Scan the data that follows and count the lines with the string "screenshot"; answer with the count alone.

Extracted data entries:
▬▬▬▬▬▬

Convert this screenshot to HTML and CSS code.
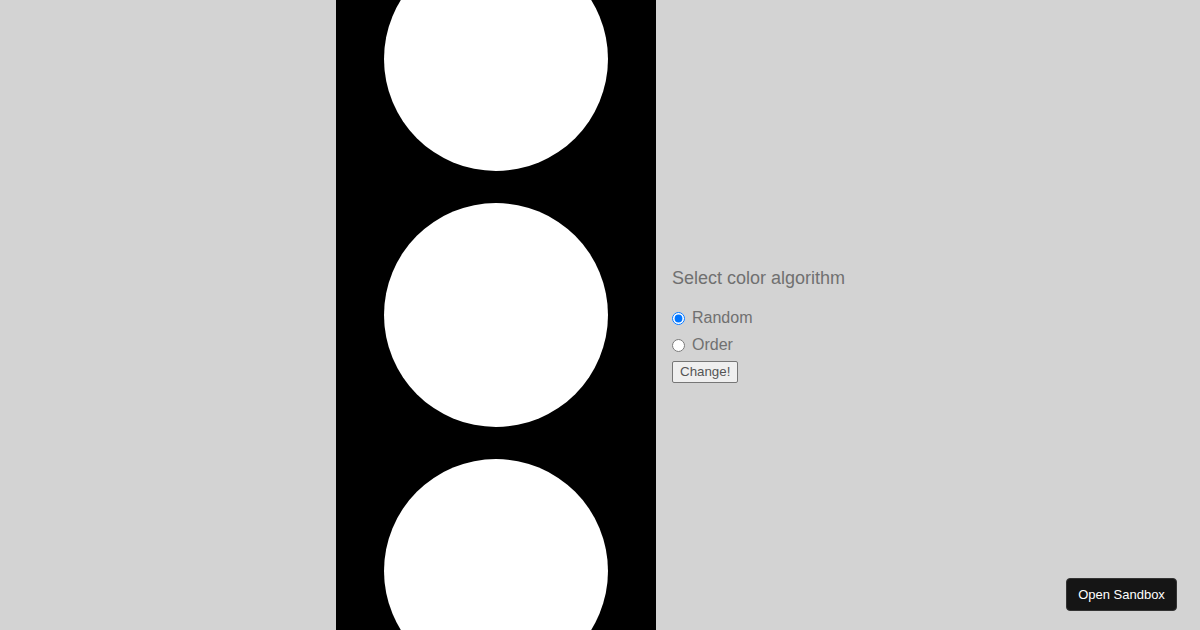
FILE: index.html
```html
<!DOCTYPE html>
<html>
<head>
<meta charset="utf-8">
<link rel="stylesheet" href="styles.css">
</head>
<body>
<div class="stage">
  <div class="lights">
    <div class="light"></div>
    <div class="light"></div>
    <div class="light"></div>
  </div>
  <div class="panel">
    <h2 class="title">Select color algorithm</h2>
    <label class="option"><input type="radio" name="algo" checked> Random</label>
    <label class="option"><input type="radio" name="algo"> Order</label>
    <button class="change">Change!</button>
  </div>
</div>
<button class="sandbox">Open Sandbox</button>
</body>
</html>
```
FILE: styles.css
```css
html, body {
  margin: 0;
  height: 630px;
  overflow: hidden;
}
body {
  background: #d3d3d3;
  font-family: "Liberation Sans", Arial, sans-serif;
}
.stage {
  height: 630px;
  display: flex;
  justify-content: center;
  align-items: center;
}
.lights {
  width: 320px;
  background: #000;
  padding: 16px 48px;
  box-sizing: border-box;
  flex-shrink: 0;
  display: flex;
  flex-direction: column;
  gap: 32px;
}
.light {
  width: 224px;
  height: 224px;
  flex-shrink: 0;
  border-radius: 50%;
  background: #fff;
}
.panel {
  width: 192px;
  padding-left: 16px;
  display: flex;
  flex-direction: column;
  align-items: flex-start;
  color: #707070;
  margin-top: 28px;
  white-space: nowrap;
}
.title {
  font-size: 18px;
  font-weight: normal;
  margin: -8px 0 20px;
  line-height: 21px;
}
.option {
  font-size: 16px;
  line-height: 18px;
  height: 27px;
  display: flex;
  align-items: flex-start;
}
.option input {
  margin: 3px 7px 0 0;
  width: 13px;
  height: 13px;
}
.change {
  font-family: "Liberation Sans", Arial, sans-serif;
  font-size: 13.33px;
  color: #555;
  background: #efefef;
  border: 1px solid #767676;
  border-radius: 2px;
  box-sizing: border-box;
  height: 22px;
  padding: 1px 7px;
  margin-top: -2px;
}
.sandbox {
  position: fixed;
  right: 23px;
  bottom: 19px;
  width: 111px;
  height: 33px;
  background: #151515;
  color: #fff;
  border: 1px solid #333;
  border-radius: 4px;
  font-family: "Liberation Sans", Arial, sans-serif;
  font-size: 13px;
  padding: 0;
}
```
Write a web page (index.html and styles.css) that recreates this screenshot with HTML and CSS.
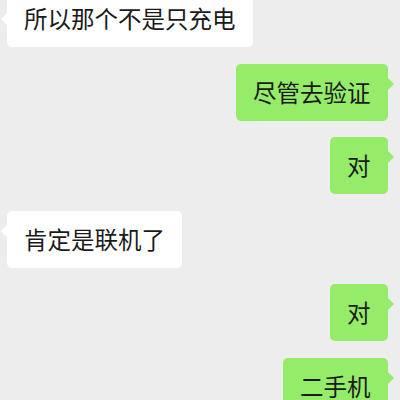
FILE: index.html
```html
<!DOCTYPE html>
<html lang="zh-CN">
<head>
<meta charset="utf-8">
<title>聊天</title>
<link rel="stylesheet" href="styles.css">
</head>
<body>
<div class="chat">
  <div class="bubble left tail-low">所以那个不是只充电</div>
  <div class="bubble right">尽管去验证</div>
  <div class="bubble right">对</div>
  <div class="bubble left">肯定是联机了</div>
  <div class="bubble right">对</div>
  <div class="bubble right">二手机</div>
</div>
</body>
</html>
```
FILE: styles.css
```css
html, body {
  margin: 0;
  padding: 0;
  background: #ededed;
  height: 400px;
  overflow: hidden;
}
.chat {
  display: flex;
  flex-direction: column;
  gap: 16.6px;
  margin-top: -10px;
  padding: 0 12.5px 0 7px;
  font-family: "Noto Sans CJK SC", "Noto Sans", sans-serif;
  font-size: 23.5px;
  color: #1a1a1a;
}
.bubble {
  position: relative;
  padding: 14px 17px;
  line-height: 29px;
  height: 29px;
  border-radius: 5px;
  white-space: nowrap;
}
.bubble.left {
  align-self: flex-start;
  background: #ffffff;
}
.bubble.right {
  align-self: flex-end;
  background: #95ec69;
}
.bubble::after {
  content: "";
  position: absolute;
  top: 13px;
  width: 0;
  height: 0;
  border-top: 7px solid transparent;
  border-bottom: 7px solid transparent;
}
.bubble.left::after {
  left: -6px;
  border-right: 7px solid #ffffff;
}
.bubble.right::after {
  right: -6px;
  border-left: 7px solid #95ec69;
}
.bubble.tail-low::after {
  top: 22px;
}
```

▬▬▬▬▬▬

COMPLETE RESPONSE: 2